U.S. Senate Oath of Office


Oath of Office

I do solemnly swear (or affirm) that I will support and defend the Constitution of the United States against all enemies, foreign and domestic; that I will bear true faith and allegiance to the same; that I take this obligation freely, without any mental reservation or purpose of evasion; and that I will well and faithfully discharge the duties of the office on which I am about to enter: So help me God.History of the Oath

At the start of each new Congress, in January of every odd-numbered year, the entire House of Representatives and one-third of the Senate performs a solemn and festive constitutional rite that is as old as the Republic. While the oath-taking dates back to the First Congress in 1789, the current oath is a product of the 1860s, drafted by Civil War-era members of Congress intent on ensnaring traitors.

The Constitution contains an oath of office only for the president. For other officials, including members of Congress, that document specifies only that they “shall be bound by Oath or Affirmation to support this constitution.” In 1789, the First Congress reworked this requirement into a simple fourteen-word oath: “I do solemnly swear (or affirm) that I will support the Constitution of the United States.”

For nearly three-quarters of a century, that oath served nicely, although to the modern ear it sounds woefully incomplete. Missing are the soaring references to bearing “true faith and allegiance;” to taking “this obligation freely, without any mental reservation or purpose of evasion;” and to “well and faithfully” discharging the duties of the office.

The outbreak of the Civil War quickly transformed the routine act of oath-taking into one of enormous significance. In April of 1861, a time of uncertain and shifting loyalties, President Abraham Lincoln ordered all federal civilian employees within the executive branch to take an expanded oath. When Congress convened for a brief emergency session in July, members echoed the president’s action by enacting legislation requiring employees to take the expanded oath in support of the Union. This oath is the earliest direct predecessor of the modern oath.

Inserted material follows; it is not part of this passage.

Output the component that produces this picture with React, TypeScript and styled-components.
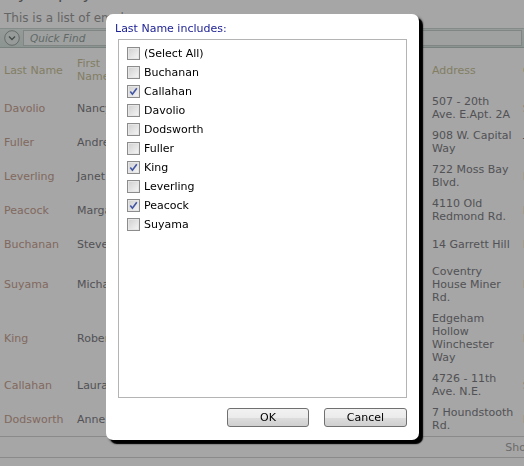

When Congress returned for its regular session in December 1861, members who believed that the Union had as much to fear from northern traitors as southern soldiers again revised the oath, adding a new first section known as the “Ironclad Test Oath.” The war-inspired Test Oath, signed into law on July 2, 1862, required “every person elected or appointed to any office … under the Government of the United States … excepting the President of the United States” to swear or affirm that they had never previously engaged in criminal or disloyal conduct. Those government employees who failed to take the 1862 Test Oath would not receive a salary; those who swore falsely would be prosecuted for perjury and forever denied federal employment.

The 1862 oath’s second section incorporated a more polished and graceful rendering of the hastily drafted 1861 oath. Although Congress did not extend coverage of the Ironclad Test Oath to its own members, many took it voluntarily. Angered by those who refused this symbolic act during a wartime crisis, and determined to prevent the eventual return of prewar southern leaders to positions of power in the national government, congressional hard-liners eventually succeeded by 1864 in making the Test Oath mandatory for all members.

The Senate then revised its rules to require that members not only take the Test Oath orally, but also that they “subscribe” to it by signing a printed copy. This condition reflected a wartime practice in which military and civilian authorities required anyone wishing to do business with the federal government to sign a copy of the Test Oath. The current practice of newly sworn senators signing individual pages in an elegantly bound oath book dates from this period.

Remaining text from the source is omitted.